Information given:
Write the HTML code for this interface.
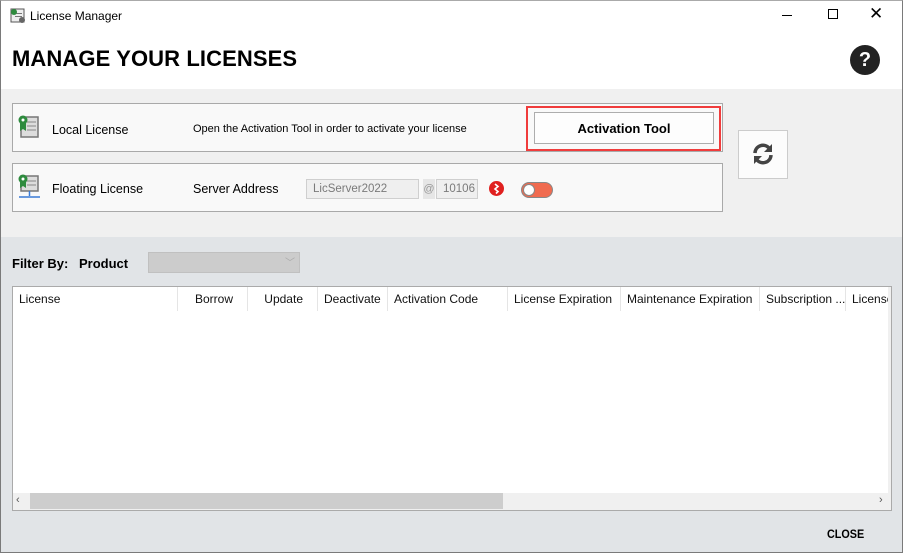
<!DOCTYPE html>
<html><head><meta charset="utf-8"><style>
*{margin:0;padding:0;box-sizing:border-box}
body{width:903px;height:553px;overflow:hidden;font-family:"Liberation Sans",sans-serif;font-size:12px;color:#000;background:#fff;position:relative}
.win{position:absolute;left:0;top:0;width:903px;height:553px;border:1px solid #7a7a7a;border-top:1px solid #aaa}
.abs{position:absolute}
.panel{position:absolute;background:#f9f9f9;border:1px solid #a9a9a9}
.inp{position:absolute;background:#efefef;border:1px solid #cfcfcf;color:#7a7a7a;font-size:11.5px;padding:3px 6px}
.th{position:absolute;top:0;height:24px;line-height:24px;font-size:12px;color:#111;border-right:1px solid #e5e5e5;padding-left:6px;white-space:nowrap;overflow:hidden}
</style></head><body>
<div class="abs" style="left:1px;top:89px;width:901px;height:148px;background:#f0f0f0"></div>
<div class="abs" style="left:1px;top:237px;width:901px;height:315px;background:#e1e4e7"></div>
<div class="win"></div>
<svg class="abs" style="left:10px;top:8px" width="16" height="16" viewBox="0 0 16 16"><rect x="1" y="1" width="13" height="13" fill="#eee" stroke="#555"/><rect x="5" y="5" width="7" height="1" fill="#777"/><rect x="5" y="8" width="7" height="1" fill="#777"/><circle cx="4" cy="4" r="3" fill="#2e8b3e"/><circle cx="12" cy="12" r="3" fill="#666"/></svg>
<div class="abs" style="left:30px;top:9px;font-size:12px">License Manager</div>
<div class="abs" style="left:782px;top:15px;width:10px;height:1px;background:#000"></div>
<div class="abs" style="left:828px;top:9px;width:10px;height:10px;border:1px solid #000"></div>
<div class="abs" style="left:869px;top:4px;font-size:17px;font-weight:300">✕</div>
<div class="abs" style="left:12px;top:46px;font-size:22px;font-weight:bold;letter-spacing:0.1px">MANAGE YOUR LICENSES</div>
<div class="abs" style="left:850px;top:45px;width:30px;height:30px;border-radius:50%;background:#222;color:#fff;font-weight:bold;font-size:20px;text-align:center;line-height:30px">?</div>
<div class="panel" style="left:12px;top:103px;width:711px;height:49px"></div>
<div class="panel" style="left:12px;top:163px;width:711px;height:49px"></div>
<svg class="abs" style="left:17px;top:114px" width="26" height="26" viewBox="0 0 26 26"><rect x="4" y="3" width="17" height="20" fill="#ddd" stroke="#777" stroke-width="1.5"/><path d="M10 8h9M10 12h9M10 16h9" stroke="#888"/><path d="M3 8v9l3-2 3 2v-9" fill="#2e8b3e"/><circle cx="6" cy="6" r="4.5" fill="#2e8b3e"/><circle cx="6" cy="6" r="1.5" fill="#fff"/></svg>
<svg class="abs" style="left:17px;top:173px" width="26" height="30" viewBox="0 0 26 30"><rect x="4" y="3" width="17" height="15" fill="#ddd" stroke="#777" stroke-width="1.5"/><path d="M10 8h9M10 12h9" stroke="#888"/><path d="M3 8v7l3-2 3 2v-7" fill="#2e8b3e"/><circle cx="6" cy="6" r="4.5" fill="#2e8b3e"/><circle cx="6" cy="6" r="1.5" fill="#fff"/><path d="M12.5 18v5M2 24h21" stroke="#3a7bd5" stroke-width="1.5"/></svg>
<div class="abs" style="left:52px;top:123px;font-size:12.5px">Local License</div>
<div class="abs" style="left:193px;top:123px;font-size:11px">Open the Activation Tool in order to activate your license</div>
<div class="abs" style="left:526px;top:106px;width:195px;height:45px;border:2px solid #f03c3c"></div>
<div class="abs" style="left:534px;top:112px;width:180px;height:32px;border:1px solid #adadad;background:#fdfdfd;text-align:center;line-height:31px;font-weight:bold;font-size:13px">Activation Tool</div>
<div class="abs" style="left:52px;top:182px;font-size:12.5px">Floating License</div>
<div class="abs" style="left:193px;top:182px;font-size:12.5px">Server Address</div>
<div class="inp" style="left:306px;top:179px;width:113px;height:20px">LicServer2022</div>
<div class="abs" style="left:423px;top:179px;width:12px;height:20px;background:#e6e6e6;color:#999;font-size:11px;line-height:20px;text-align:center">@</div>
<div class="inp" style="left:436px;top:179px;width:42px;height:20px">10106</div>
<svg class="abs" style="left:489px;top:181px" width="15" height="15" viewBox="0 0 15 15"><circle cx="7.5" cy="7.5" r="7.5" fill="#e0201f"/><path d="M6 3l3 2.5-3 2.5 3 2.5-2 2" fill="none" stroke="#fff" stroke-width="1.6"/></svg>
<div class="abs" style="left:521px;top:182px;width:32px;height:16px;border-radius:8px;background:#f06b50;border:1px solid #888"></div>
<div class="abs" style="left:523px;top:184px;width:12px;height:12px;border-radius:50%;background:#fff;border:1px solid #888"></div>
<div class="abs" style="left:738px;top:130px;width:50px;height:49px;background:#fcfcfc;border:1px solid #ccc"></div>
<svg class="abs" style="left:751px;top:142px" width="24" height="24" viewBox="0 0 24 24"><path d="M4 11a8 8 0 0 1 14-5" fill="none" stroke="#444" stroke-width="3.5"/><path d="M21 2v8h-8z" fill="#444"/><path d="M20 13a8 8 0 0 1-14 5" fill="none" stroke="#444" stroke-width="3.5"/><path d="M3 22v-8h8z" fill="#444"/></svg>
<div class="abs" style="left:12px;top:256px;font-weight:bold;font-size:13px">Filter By:</div>
<div class="abs" style="left:79px;top:256px;font-weight:bold;font-size:13px">Product</div>
<div class="abs" style="left:148px;top:252px;width:152px;height:21px;background:#ccc;border:1px solid #c0c0c0"></div>
<div class="abs" style="left:285px;top:254px;color:#aaa;font-size:10px">﹀</div>
<div class="abs" style="left:12px;top:286px;width:880px;height:225px;background:#fff;border:1px solid #aaa;overflow:hidden">
<div class="th" style="left:0;width:165px">License</div>
<div class="th" style="left:165px;width:70px;text-align:right;padding-right:14px">Borrow</div>
<div class="th" style="left:235px;width:70px;text-align:right;padding-right:14px">Update</div>
<div class="th" style="left:305px;width:70px">Deactivate</div>
<div class="th" style="left:375px;width:120px">Activation Code</div>
<div class="th" style="left:495px;width:113px">License Expiration</div>
<div class="th" style="left:608px;width:139px">Maintenance Expiration</div>
<div class="th" style="left:747px;width:86px">Subscription ...</div>
<div class="th" style="left:833px;width:60px">License</div>
<div class="abs" style="left:0;top:206px;width:878px;height:17px;background:#f0f0f0"></div>
<div class="abs" style="left:17px;top:206px;width:473px;height:16px;background:#cdcdcd"></div>
<div class="abs" style="left:3px;top:207px;font-size:11px;color:#555">‹</div>
<div class="abs" style="left:866px;top:207px;font-size:11px;color:#555">›</div>
</div>
<div class="abs" style="left:888px;top:287px;width:3px;height:223px;background:#f0f0f0"></div>
<div class="abs" style="left:827px;top:527px;font-weight:bold;font-size:12px;transform:scaleX(0.9);transform-origin:left">CLOSE</div>
</body></html>
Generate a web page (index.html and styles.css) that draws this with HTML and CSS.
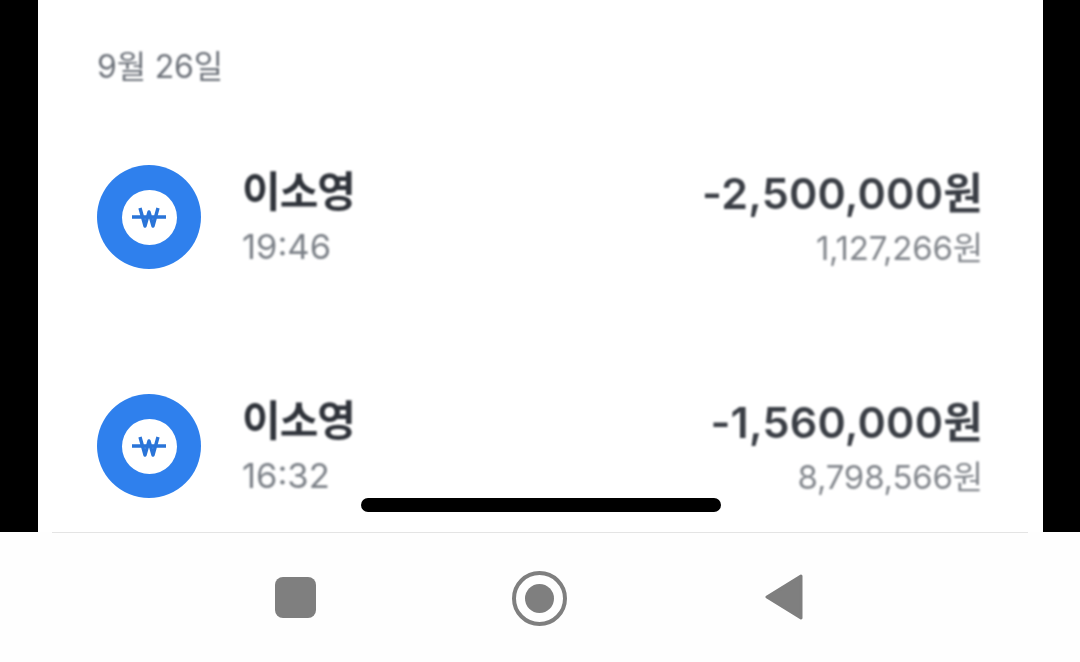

Goal: Go through the listing above and write it all out exactly, leaving out any picture.

Exercise output:
Write the HTML code for this interface.
<!DOCTYPE html>
<html><head><meta charset="utf-8"><style>
*{margin:0;padding:0;box-sizing:border-box}
body{width:903px;height:553px;overflow:hidden;font-family:"Liberation Sans",sans-serif;font-size:12px;color:#000;background:#fff;position:relative}
.win{position:absolute;left:0;top:0;width:903px;height:553px;border:1px solid #7a7a7a;border-top:1px solid #aaa}
.abs{position:absolute}
.panel{position:absolute;background:#f9f9f9;border:1px solid #a9a9a9}
.inp{position:absolute;background:#efefef;border:1px solid #cfcfcf;color:#7a7a7a;font-size:11.5px;padding:3px 6px}
.th{position:absolute;top:0;height:24px;line-height:24px;font-size:12px;color:#111;border-right:1px solid #e5e5e5;padding-left:6px;white-space:nowrap;overflow:hidden}
</style></head><body>
<div class="abs" style="left:1px;top:89px;width:901px;height:148px;background:#f0f0f0"></div>
<div class="abs" style="left:1px;top:237px;width:901px;height:315px;background:#e1e4e7"></div>
<div class="win"></div>
<svg class="abs" style="left:10px;top:8px" width="16" height="16" viewBox="0 0 16 16"><rect x="1" y="1" width="13" height="13" fill="#eee" stroke="#555"/><rect x="5" y="5" width="7" height="1" fill="#777"/><rect x="5" y="8" width="7" height="1" fill="#777"/><circle cx="4" cy="4" r="3" fill="#2e8b3e"/><circle cx="12" cy="12" r="3" fill="#666"/></svg>
<div class="abs" style="left:30px;top:9px;font-size:12px">License Manager</div>
<div class="abs" style="left:782px;top:15px;width:10px;height:1px;background:#000"></div>
<div class="abs" style="left:828px;top:9px;width:10px;height:10px;border:1px solid #000"></div>
<div class="abs" style="left:869px;top:4px;font-size:17px;font-weight:300">✕</div>
<div class="abs" style="left:12px;top:46px;font-size:22px;font-weight:bold;letter-spacing:0.1px">MANAGE YOUR LICENSES</div>
<div class="abs" style="left:850px;top:45px;width:30px;height:30px;border-radius:50%;background:#222;color:#fff;font-weight:bold;font-size:20px;text-align:center;line-height:30px">?</div>
<div class="panel" style="left:12px;top:103px;width:711px;height:49px"></div>
<div class="panel" style="left:12px;top:163px;width:711px;height:49px"></div>
<svg class="abs" style="left:17px;top:114px" width="26" height="26" viewBox="0 0 26 26"><rect x="4" y="3" width="17" height="20" fill="#ddd" stroke="#777" stroke-width="1.5"/><path d="M10 8h9M10 12h9M10 16h9" stroke="#888"/><path d="M3 8v9l3-2 3 2v-9" fill="#2e8b3e"/><circle cx="6" cy="6" r="4.5" fill="#2e8b3e"/><circle cx="6" cy="6" r="1.5" fill="#fff"/></svg>
<svg class="abs" style="left:17px;top:173px" width="26" height="30" viewBox="0 0 26 30"><rect x="4" y="3" width="17" height="15" fill="#ddd" stroke="#777" stroke-width="1.5"/><path d="M10 8h9M10 12h9" stroke="#888"/><path d="M3 8v7l3-2 3 2v-7" fill="#2e8b3e"/><circle cx="6" cy="6" r="4.5" fill="#2e8b3e"/><circle cx="6" cy="6" r="1.5" fill="#fff"/><path d="M12.5 18v5M2 24h21" stroke="#3a7bd5" stroke-width="1.5"/></svg>
<div class="abs" style="left:52px;top:123px;font-size:12.5px">Local License</div>
<div class="abs" style="left:193px;top:123px;font-size:11px">Open the Activation Tool in order to activate your license</div>
<div class="abs" style="left:526px;top:106px;width:195px;height:45px;border:2px solid #f03c3c"></div>
<div class="abs" style="left:534px;top:112px;width:180px;height:32px;border:1px solid #adadad;background:#fdfdfd;text-align:center;line-height:31px;font-weight:bold;font-size:13px">Activation Tool</div>
<div class="abs" style="left:52px;top:182px;font-size:12.5px">Floating License</div>
<div class="abs" style="left:193px;top:182px;font-size:12.5px">Server Address</div>
<div class="inp" style="left:306px;top:179px;width:113px;height:20px">LicServer2022</div>
<div class="abs" style="left:423px;top:179px;width:12px;height:20px;background:#e6e6e6;color:#999;font-size:11px;line-height:20px;text-align:center">@</div>
<div class="inp" style="left:436px;top:179px;width:42px;height:20px">10106</div>
<svg class="abs" style="left:489px;top:181px" width="15" height="15" viewBox="0 0 15 15"><circle cx="7.5" cy="7.5" r="7.5" fill="#e0201f"/><path d="M6 3l3 2.5-3 2.5 3 2.5-2 2" fill="none" stroke="#fff" stroke-width="1.6"/></svg>
<div class="abs" style="left:521px;top:182px;width:32px;height:16px;border-radius:8px;background:#f06b50;border:1px solid #888"></div>
<div class="abs" style="left:523px;top:184px;width:12px;height:12px;border-radius:50%;background:#fff;border:1px solid #888"></div>
<div class="abs" style="left:738px;top:130px;width:50px;height:49px;background:#fcfcfc;border:1px solid #ccc"></div>
<svg class="abs" style="left:751px;top:142px" width="24" height="24" viewBox="0 0 24 24"><path d="M4 11a8 8 0 0 1 14-5" fill="none" stroke="#444" stroke-width="3.5"/><path d="M21 2v8h-8z" fill="#444"/><path d="M20 13a8 8 0 0 1-14 5" fill="none" stroke="#444" stroke-width="3.5"/><path d="M3 22v-8h8z" fill="#444"/></svg>
<div class="abs" style="left:12px;top:256px;font-weight:bold;font-size:13px">Filter By:</div>
<div class="abs" style="left:79px;top:256px;font-weight:bold;font-size:13px">Product</div>
<div class="abs" style="left:148px;top:252px;width:152px;height:21px;background:#ccc;border:1px solid #c0c0c0"></div>
<div class="abs" style="left:285px;top:254px;color:#aaa;font-size:10px">﹀</div>
<div class="abs" style="left:12px;top:286px;width:880px;height:225px;background:#fff;border:1px solid #aaa;overflow:hidden">
<div class="th" style="left:0;width:165px">License</div>
<div class="th" style="left:165px;width:70px;text-align:right;padding-right:14px">Borrow</div>
<div class="th" style="left:235px;width:70px;text-align:right;padding-right:14px">Update</div>
<div class="th" style="left:305px;width:70px">Deactivate</div>
<div class="th" style="left:375px;width:120px">Activation Code</div>
<div class="th" style="left:495px;width:113px">License Expiration</div>
<div class="th" style="left:608px;width:139px">Maintenance Expiration</div>
<div class="th" style="left:747px;width:86px">Subscription ...</div>
<div class="th" style="left:833px;width:60px">License</div>
<div class="abs" style="left:0;top:206px;width:878px;height:17px;background:#f0f0f0"></div>
<div class="abs" style="left:17px;top:206px;width:473px;height:16px;background:#cdcdcd"></div>
<div class="abs" style="left:3px;top:207px;font-size:11px;color:#555">‹</div>
<div class="abs" style="left:866px;top:207px;font-size:11px;color:#555">›</div>
</div>
<div class="abs" style="left:888px;top:287px;width:3px;height:223px;background:#f0f0f0"></div>
<div class="abs" style="left:827px;top:527px;font-weight:bold;font-size:12px;transform:scaleX(0.9);transform-origin:left">CLOSE</div>
</body></html>
Generate a web page (index.html and styles.css) that draws this with HTML and CSS.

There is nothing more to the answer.